• **Direction**
Identify each line containing the word "that" and copy it.

• **Raw records**
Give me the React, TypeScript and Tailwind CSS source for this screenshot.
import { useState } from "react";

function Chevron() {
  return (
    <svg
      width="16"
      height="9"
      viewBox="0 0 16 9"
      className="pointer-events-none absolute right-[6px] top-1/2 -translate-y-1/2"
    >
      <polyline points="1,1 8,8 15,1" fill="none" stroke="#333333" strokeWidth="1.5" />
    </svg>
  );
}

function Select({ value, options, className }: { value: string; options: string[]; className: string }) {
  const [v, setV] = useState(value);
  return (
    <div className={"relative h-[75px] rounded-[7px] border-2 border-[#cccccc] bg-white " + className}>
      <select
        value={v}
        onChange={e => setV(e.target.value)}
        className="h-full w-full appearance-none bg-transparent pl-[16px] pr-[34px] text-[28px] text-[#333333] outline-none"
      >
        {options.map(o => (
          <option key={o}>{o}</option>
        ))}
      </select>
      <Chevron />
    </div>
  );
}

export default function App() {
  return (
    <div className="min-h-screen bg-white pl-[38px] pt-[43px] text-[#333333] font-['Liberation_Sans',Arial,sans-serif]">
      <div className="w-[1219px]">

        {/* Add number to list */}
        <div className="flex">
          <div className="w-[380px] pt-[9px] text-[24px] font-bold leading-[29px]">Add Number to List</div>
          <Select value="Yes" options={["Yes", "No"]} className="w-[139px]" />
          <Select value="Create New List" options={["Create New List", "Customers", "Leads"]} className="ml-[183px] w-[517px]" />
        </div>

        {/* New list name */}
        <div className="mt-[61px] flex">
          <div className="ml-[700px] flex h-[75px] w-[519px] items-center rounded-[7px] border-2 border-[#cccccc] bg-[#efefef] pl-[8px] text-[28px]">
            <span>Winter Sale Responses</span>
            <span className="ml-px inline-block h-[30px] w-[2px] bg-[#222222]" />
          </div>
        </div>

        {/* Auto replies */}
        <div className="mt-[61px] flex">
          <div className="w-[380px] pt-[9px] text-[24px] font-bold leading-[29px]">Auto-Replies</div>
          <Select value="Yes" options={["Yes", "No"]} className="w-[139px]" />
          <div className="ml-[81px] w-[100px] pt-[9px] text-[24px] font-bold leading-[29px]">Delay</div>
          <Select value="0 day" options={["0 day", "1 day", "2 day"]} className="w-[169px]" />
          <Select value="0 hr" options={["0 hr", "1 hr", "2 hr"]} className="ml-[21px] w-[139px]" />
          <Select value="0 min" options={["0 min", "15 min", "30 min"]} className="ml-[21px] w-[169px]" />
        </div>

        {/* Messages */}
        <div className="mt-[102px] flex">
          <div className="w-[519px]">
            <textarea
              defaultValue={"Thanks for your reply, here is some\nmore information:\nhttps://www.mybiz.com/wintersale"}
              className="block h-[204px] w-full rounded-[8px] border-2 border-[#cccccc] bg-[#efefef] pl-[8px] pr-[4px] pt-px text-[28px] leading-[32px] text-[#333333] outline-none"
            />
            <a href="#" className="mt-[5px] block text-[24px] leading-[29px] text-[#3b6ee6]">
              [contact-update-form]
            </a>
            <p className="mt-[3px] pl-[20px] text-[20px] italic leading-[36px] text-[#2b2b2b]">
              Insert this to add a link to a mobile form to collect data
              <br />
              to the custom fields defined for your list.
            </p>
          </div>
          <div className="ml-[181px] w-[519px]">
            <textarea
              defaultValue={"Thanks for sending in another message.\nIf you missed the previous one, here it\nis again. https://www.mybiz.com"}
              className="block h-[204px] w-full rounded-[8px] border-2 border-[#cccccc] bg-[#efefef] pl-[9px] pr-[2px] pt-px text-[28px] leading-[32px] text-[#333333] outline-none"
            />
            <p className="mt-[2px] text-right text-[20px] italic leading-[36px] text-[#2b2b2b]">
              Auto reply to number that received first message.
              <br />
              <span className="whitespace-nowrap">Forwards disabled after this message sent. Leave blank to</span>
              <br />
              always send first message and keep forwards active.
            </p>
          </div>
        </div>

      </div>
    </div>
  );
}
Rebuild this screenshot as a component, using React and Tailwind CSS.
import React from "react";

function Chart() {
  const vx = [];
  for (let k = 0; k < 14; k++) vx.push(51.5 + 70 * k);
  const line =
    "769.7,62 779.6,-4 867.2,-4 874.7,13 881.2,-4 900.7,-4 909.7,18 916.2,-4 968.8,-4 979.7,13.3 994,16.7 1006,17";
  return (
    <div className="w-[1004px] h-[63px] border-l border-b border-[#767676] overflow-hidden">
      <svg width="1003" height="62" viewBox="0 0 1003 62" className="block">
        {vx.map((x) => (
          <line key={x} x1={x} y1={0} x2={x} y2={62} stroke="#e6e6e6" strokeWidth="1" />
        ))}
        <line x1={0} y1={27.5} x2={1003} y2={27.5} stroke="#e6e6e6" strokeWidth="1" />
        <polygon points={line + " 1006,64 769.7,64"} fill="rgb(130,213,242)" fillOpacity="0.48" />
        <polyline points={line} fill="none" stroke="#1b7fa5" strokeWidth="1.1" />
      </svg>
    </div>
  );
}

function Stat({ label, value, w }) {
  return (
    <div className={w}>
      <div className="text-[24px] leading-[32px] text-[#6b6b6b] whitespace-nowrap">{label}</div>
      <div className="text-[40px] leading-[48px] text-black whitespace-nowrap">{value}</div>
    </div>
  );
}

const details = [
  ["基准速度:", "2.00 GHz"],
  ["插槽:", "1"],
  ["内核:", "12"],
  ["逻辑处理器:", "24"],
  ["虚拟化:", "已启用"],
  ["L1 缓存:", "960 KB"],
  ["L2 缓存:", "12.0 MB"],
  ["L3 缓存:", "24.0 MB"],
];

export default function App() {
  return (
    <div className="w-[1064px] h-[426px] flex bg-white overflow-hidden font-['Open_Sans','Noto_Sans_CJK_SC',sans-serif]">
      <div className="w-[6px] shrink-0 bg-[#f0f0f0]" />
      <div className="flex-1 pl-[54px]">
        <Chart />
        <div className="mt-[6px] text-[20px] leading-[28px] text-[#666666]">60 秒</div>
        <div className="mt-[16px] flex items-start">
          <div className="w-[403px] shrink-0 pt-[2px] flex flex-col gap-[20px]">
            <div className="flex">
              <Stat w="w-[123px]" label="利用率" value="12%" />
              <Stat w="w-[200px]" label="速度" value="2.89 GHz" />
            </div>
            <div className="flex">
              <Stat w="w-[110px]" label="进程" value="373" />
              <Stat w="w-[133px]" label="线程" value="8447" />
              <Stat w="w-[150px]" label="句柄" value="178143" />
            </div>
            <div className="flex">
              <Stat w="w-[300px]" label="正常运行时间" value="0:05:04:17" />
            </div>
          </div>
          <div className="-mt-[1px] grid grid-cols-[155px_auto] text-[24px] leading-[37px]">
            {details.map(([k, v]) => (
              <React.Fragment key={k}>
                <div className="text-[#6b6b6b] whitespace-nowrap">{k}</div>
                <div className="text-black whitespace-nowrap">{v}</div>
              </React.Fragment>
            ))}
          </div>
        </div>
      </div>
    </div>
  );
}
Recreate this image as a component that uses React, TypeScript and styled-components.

• **Response for this exercise**
              Auto reply to number that received first message.
Recreate this image as a component that uses React, TypeScript and styled-components.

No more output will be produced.